The key is to maintain a free market for athletes. Grant Frerking, a receiver at Tennessee and the president of On3’s NIL U, has witnessed the installation of NIL in an SEC locker room.
Frerking has been adamant NIL has not reverberated into the locker room.
“I think everyone can agree we are currently living in a land with no laws right now,” he said. “I think it’s incredibly important that there is some type of regulation that ensures a sustainable future of college athletics, especially within football, where we see the majority of dollars being pumped into.

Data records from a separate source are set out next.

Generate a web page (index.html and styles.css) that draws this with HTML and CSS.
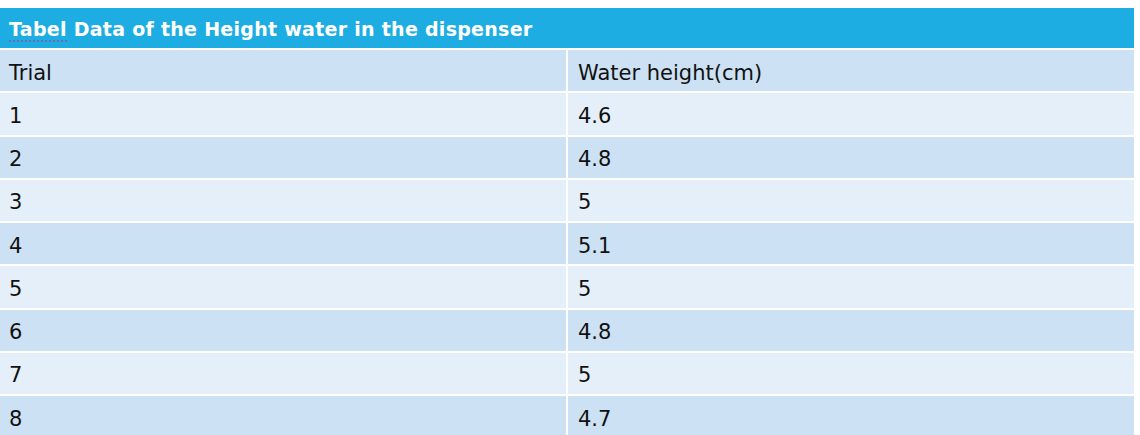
FILE: index.html
```html
<!DOCTYPE html>
<html>
<head>
<meta charset="utf-8">
<link rel="stylesheet" href="styles.css">
</head>
<body>
<table class="data">
  <colgroup><col class="col1"><col class="col2"></colgroup>
  <thead>
    <tr class="title-row"><th colspan="2"><span class="spell">Tabel</span> Data of the Height water in the dispenser</th></tr>
  </thead>
  <tbody>
    <tr class="dark"><td class="c1">Trial</td><td class="c2">Water height(cm)</td></tr>
    <tr class="light"><td class="c1">1</td><td class="c2">4.6</td></tr>
    <tr class="dark"><td class="c1">2</td><td class="c2">4.8</td></tr>
    <tr class="light"><td class="c1">3</td><td class="c2">5</td></tr>
    <tr class="dark"><td class="c1">4</td><td class="c2">5.1</td></tr>
    <tr class="light"><td class="c1">5</td><td class="c2">5</td></tr>
    <tr class="dark"><td class="c1">6</td><td class="c2">4.8</td></tr>
    <tr class="light"><td class="c1">7</td><td class="c2">5</td></tr>
    <tr class="dark"><td class="c1">8</td><td class="c2">4.7</td></tr>
  </tbody>
</table>
</body>
</html>
```

FILE: styles.css
```css
html, body {
  margin: 0;
  padding: 0;
  background: #ffffff;
  overflow: hidden;
}
body {
  padding-top: 8px;
  font-family: "DejaVu Sans", "Liberation Sans", sans-serif;
}
.data {
  width: 1134px;
  border-collapse: separate;
  border-spacing: 0;
  table-layout: fixed;
}
.col1 {
  width: 568px;
}
.col2 {
  width: 566px;
}
.title-row th {
  height: 36px;
  background: #1eade3;
  color: #ffffff;
  text-align: left;
  font-weight: bold;
  font-size: 19px;
  padding: 4px 0 0 9px;
  border-bottom: 2px solid #ffffff;
  letter-spacing: 0.28px;
  vertical-align: middle;
}
.spell {
  display: inline-block;
  line-height: 1.1;
  border-bottom: 2px dotted #6a6db0;
}
td {
  height: 37.25px;
  padding: 4px 0 0 0;
  font-size: 21px;
  color: #111111;
  border-bottom: 2px solid #ffffff;
  vertical-align: middle;
}
tr:last-child td {
  border-bottom: none;
}
td.c1 {
  padding-left: 9px;
  border-right: 2px solid #ffffff;
}
td.c2 {
  padding-left: 10px;
}
.dark td {
  background: #cce1f3;
}
.light td {
  background: #e4eff9;
}
```
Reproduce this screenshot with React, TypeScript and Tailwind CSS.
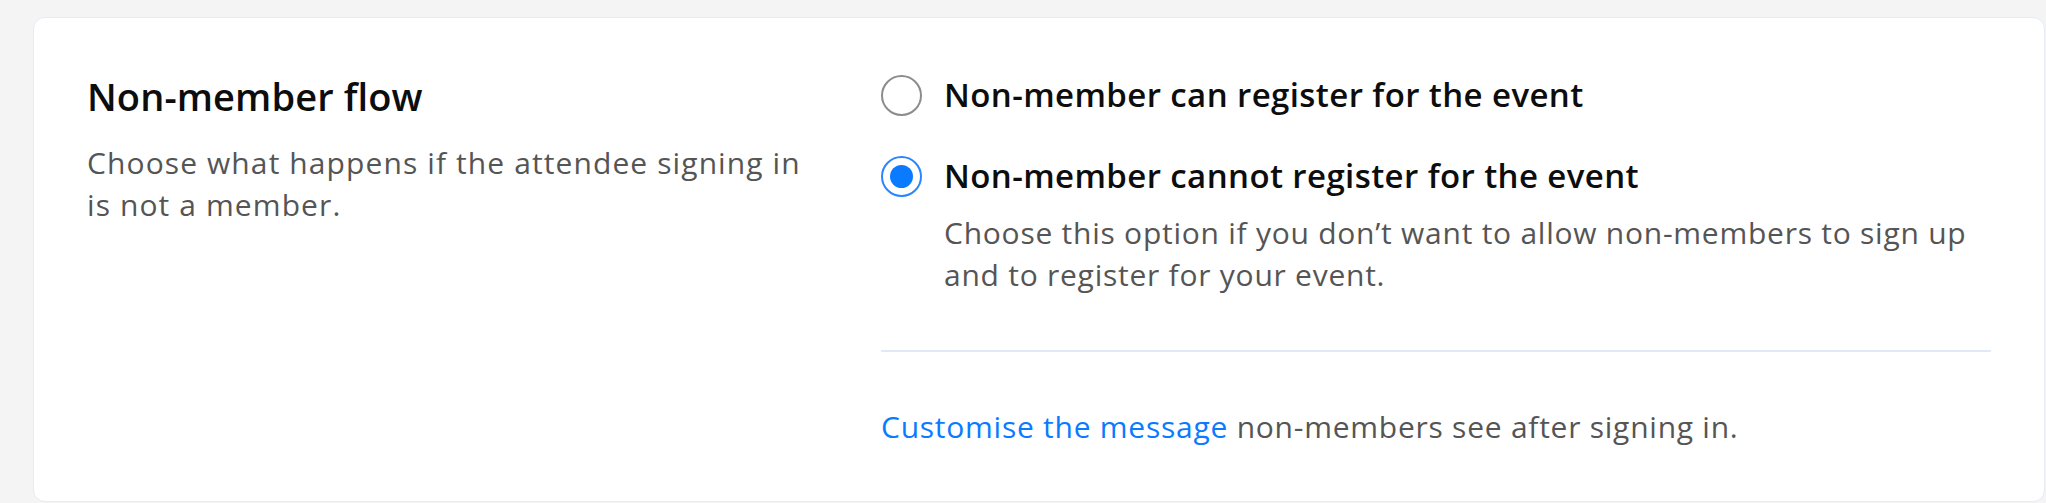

Striking a fine balance between preserving college athletics while also maintaining a free and open market for athletes to earn and brands to reap benefits from is incredibly important.”
SEC coaches standing in unison
SEC coaches made clear this week they support the idea of stricter guidelines.
“Would absolutely welcome it,” an SEC recruiting coordinator told On3 of the possibility of SEC oversight. “Not looking to take anything away from their players but putting up some guide rails, not leaving it to individual interpretations and adding some teeth to pay for play/recruiting payments.”
Ole Miss head coach Lane Kiffin has been a chief proponent of athletes profiting. Outspoken on the topic, he has been upfront on the impact NIL has had on the college game. He was candid at SEC meetings on what direction the sport is headed.
“Everybody’s on the same page that something needs to be done,” he said.
Later in the press conference, he outlined exactly what he and his peers are looking for.
“A lot of them would prefer to go back to how it was supposed to work,” Kiffin said. “Players were going to come in, get NIL deals based on their performance and based on marketing. Now, you have players going in and getting money … for where they go to school.”